An adjusting member 80 which is a nut and is mounted to the threaded portion 46 on the rear end of the axle 40 by its threaded hole 82. A screw 85 is threaded to the radial hole 84 of the adjusting member 80 and contacts against the axle 40 as shown in FIG. 9, so as to position the adjusting member.

A spring 90 is mounted to the axle 40 and two ends of the spring 90 respectively contact the adjusting member 80 and the disk 60. When the disk is not applied by a force, it is maintained to slide forward and contacts the base 50.

As shown in FIG. 9, the speed adjusting device 30 is installed in the chamber 100 of the grinder and the front end 48 of the axle 40 is fixed to the rotator and co-rotated with the rotator. The passage 42 in the rear end of the axle faces the high pressure air inlet 102. The force of the spring 90 pushed on the disk 60 is adjusted by adjusting the position of the adjusting member 80 on the axle. Under normal condition, the disk 60 is positioned by contacting the base 50 and the four air holes 72 are located in alignment with the four apertures 44.

When the high pressure is introduced in the inlet 102 of the grinder, the high pressure enters in the passage 42 in the axle 40 and then enters the chamber 100 via the air holes 72 and the apertures 44, and then drives the rotator via the hole 104, the speed adjusting device 30 is rotated too. When the rotational speed of the rotator is in a normal range and the inlet pressure is in a normal range, the centrifugal force of the slide members 55 cannot overcome the spring force of the spring 90 so that the disk 60 is not moved. The four air holes 72 communicate with the four apertures 44 and will not affect the air flow.

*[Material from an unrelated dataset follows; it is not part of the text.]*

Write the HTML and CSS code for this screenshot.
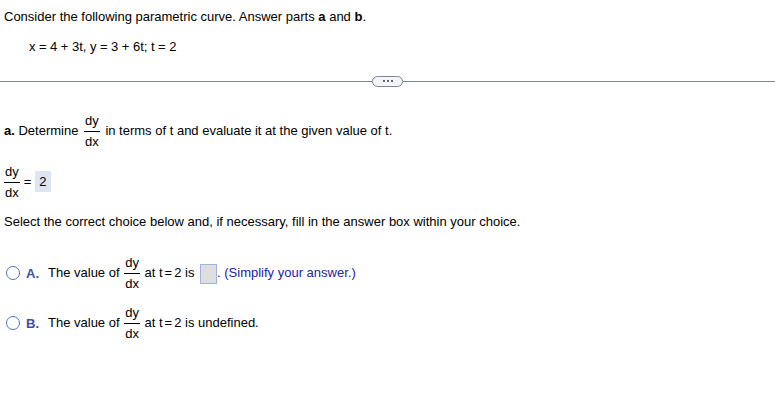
FILE: index.html
```html
<!DOCTYPE html>
<html>
<head>
<meta charset="utf-8">
<link rel="stylesheet" href="styles.css">
</head>
<body>
<div class="page">
  <div class="intro">
    <p class="line">Consider the following parametric curve. Answer parts <b>a</b> and <b>b</b>.</p>
    <p class="line eq">x<span class="op">=</span>4<span class="op">+</span>3t, y<span class="op">=</span>3<span class="op">+</span>6t; t<span class="op">=</span>2</p>
  </div>

  <div class="divider">
    <span class="rule"></span>
    <span class="pill"><i></i><i></i><i></i></span>
    <span class="rule"></span>
  </div>

  <p class="row part-a"><b>a.</b> Determine <span class="frac"><span class="num">dy</span><span class="bar"></span><span class="den">dx</span></span> in terms of t and evaluate it at the given value of t.</p>

  <p class="row answer"><span class="frac"><span class="num">dy</span><span class="bar"></span><span class="den">dx</span></span><span class="op">=</span><span class="filled">2</span></p>

  <p class="row select">Select the correct choice below and, if necessary, fill in the answer box within your choice.</p>

  <div class="choices">
    <div class="choice">
      <span class="radio"></span><b class="letter">A.</b>
      <span class="ctext">The value of <span class="frac"><span class="num">dy</span><span class="bar"></span><span class="den">dx</span></span> at t<span class="op">=</span>2 is <span class="box"></span><span class="hint">. (Simplify your answer.)</span></span>
    </div>
    <div class="choice">
      <span class="radio"></span><b class="letter">B.</b>
      <span class="ctext">The value of <span class="frac"><span class="num">dy</span><span class="bar"></span><span class="den">dx</span></span> at t<span class="op">=</span>2 is undefined.</span>
    </div>
  </div>
</div>
</body>
</html>
```

FILE: styles.css
```css
html, body {
  margin: 0;
  padding: 0;
  background: #ffffff;
}

body {
  font-family: "Liberation Sans", Arial, sans-serif;
  font-size: 13px;
  color: #000000;
}

.page {
  width: 775px;
}

p {
  margin: 0;
}

.intro {
  padding: 9px 4px 0 4px;
}

.line {
  line-height: 15px;
}

.eq {
  margin-top: 15px;
  padding-left: 25px;
}

.op {
  margin: 0 2px;
}

.eq .op {
  margin: 0 3.5px;
}

.divider {
  display: flex;
  align-items: center;
  margin-top: 21px;
  height: 12px;
}

.rule {
  flex: 1;
  height: 1px;
  background: #7e8590;
}

.pill {
  display: flex;
  align-items: center;
  justify-content: center;
  gap: 2px;
  width: 29px;
  height: 9px;
  border: 1px solid #7e8590;
  border-radius: 6px;
  background: #f4f5f8;
}

.pill i {
  display: block;
  width: 2px;
  height: 2px;
  background: #5d6573;
}

.row {
  padding-left: 4px;
  line-height: 15px;
}

.part-a {
  margin-top: 27px;
}

.frac {
  display: inline-block;
  vertical-align: -11px;
  text-align: center;
  line-height: 13px;
  margin: 0 1px;
}

.part-a .frac {
  margin: 0 2px;
}

.frac .num {
  display: block;
  padding: 0 1px 4px;
}

.frac .bar {
  display: block;
  height: 1px;
  background: #000000;
}

.frac .den {
  display: block;
  padding: 3px 1px 0;
}

.answer {
  margin-top: 17px;
}

.answer .frac {
  margin-left: 0;
}

.answer .op {
  margin: 0 4px 0 3px;
}

.filled {
  display: inline-block;
  background: #dce5f1;
  padding: 3px 4px;
  line-height: 15px;
}

.select {
  margin-top: 15px;
}

.choices {
  margin-top: 26px;
}

.choice {
  display: flex;
  align-items: center;
  padding-left: 6px;
  height: 36px;
  margin-bottom: 14px;
}

.radio {
  box-sizing: border-box;
  width: 14px;
  height: 14px;
  border: 1px solid #4f74c4;
  border-radius: 50%;
  margin-right: 6px;
  background: #fff;
}

.letter {
  color: #3f4fa8;
  width: 22px;
}

.ctext {
  line-height: 15px;
}

.box {
  display: inline-block;
  box-sizing: border-box;
  width: 17px;
  height: 20px;
  border: 1px solid #9fb4dc;
  background: #dedede;
  vertical-align: middle;
  margin-left: 2px;
}

.hint {
  color: #2222aa;
}
```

When the pressure increases and the speed of the rotator increases, the slide members 55 moves outward along the slide path 54 and the centrifugal force applies on the cone-shaped surface 66 of the disk 60 and pushes disk 60 backward. The force of the movement of the disk is larger than the spring force so that the disk 60 is moved as shown in FIG. 10 and the four air holes 72 are off alignment with the four apertures 44 so as to reduce the air flow via the four air holes 72 and the four apertures 44. Therefore, the speed of the rotator is reduced to avoid from over-speed.

Till the air pressure drops to the normal range, the centrifugal force applied to the slide members 55 is not large to push the disk 60 which is then pushed back to its normal position by the spring 90 as shown in FIG. 9. The adjustment of the spring force applied to the adjusting members 80 can change the timing of the movement of the disk 60.

The features of the present invention are:

1. The present invention is a circular rotational member so that the air flow will not affect its rotation. As shown in FIG. 9, the pressurized air flows in the chamber along the outer periphery of the disk so that the speed adjusting device will not interfere the air flow. Accordingly, the present invention will not result in idle or air resistance and the tool will not shake.

2. The air flow is controlled by the alignment of the air holes and the apertures. This is an effective and reasonable way so that the tool will not be misfunctioned.

3. The parts of the present invention are circular and will not be deformed after being heat-treated so that they maintain the precise shapes and increase the smoothness of the operation.

4. The high pressure air enters in the passage of the axle directly and enters in the chamber via the air holes and apertures, so that the speed adjusting device bears less pressure. The air flow is blocked perpendicularly by the off alignment of the air holes and apertures so that the parts are not affected by the high pressure and therefore the wear of parts is reduced.

5. Because the present invention is not affected by the air pressure, and has no air resistance and no turbulence, the operation is smooth and precise. The applicant use the product of the present invention to take a test which is shown in FIG. 11, even if the air pressure changes dramatically, the rotational speed of the rotator is still in stable.

Claims

1. A speed adjusting device for a pneumatic grinding tool, comprising:

an axle having a passage defined longitudinally in a rear end thereof and a plurality of apertures defined in an outer periphery of the axle at equal intervals, said apertures communicating with said passage, a front end of said axle connected to a rotator;

a base being a circular member and mounted to said axle and rotated with said axle, said base located in front of said apertures, a plurality of paths located in a periphery of said base at equal intervals;

a plurality of slide members respectively and movably received in said slide paths;

a disk having a circular body and a flange extending from a periphery of a front side of said body, said flange having an inclined cone-shaped surface defined in an inner surface thereof, a mount hole defined through a center of said body, a neck extending from a rear side of said body along a periphery of said mount hole, a plurality of air holes defined through said neck at equal intervals, said disk movably mounted on the axle by said mount hole and rotated with said axle, the flange covering the outside of the base, said slide members could contact said cone-shaped surface of said flange, said air holes located in alignment with said apertures;

a spring pushing said disk which is maintained to slide forward and positioned at a normal position;

whereby said air holes located in alignment with said apertures when in normal condition; said air holes located off alignment with said apertures when a rotational speed of said rotator is over speed and the disk is pushed backward by the slide members affected by centrifugal force.

2. The device as claimed in claim 1 further comprising an adjusting member movably mounted to said axle and located at a rear end of said disk, two ends of said spring respectively contacting said adjusting member and said disk.

3. The device as claimed in claim 2 wherein said axle has a threaded portion defined in a rear end thereof and said adjusting member is a nut which is threadedly engaged with said threaded portion.

4. The device as claimed in claim 1 wherein said neck of said disk has a notch defined in an inside of said neck, a position pin having one end thereof inserted in a periphery of said axle and the other end of said pin engaged with said notch.

5. The device as claimed in claim 1 wherein said disk is positioned by contacting said base when in normal condition.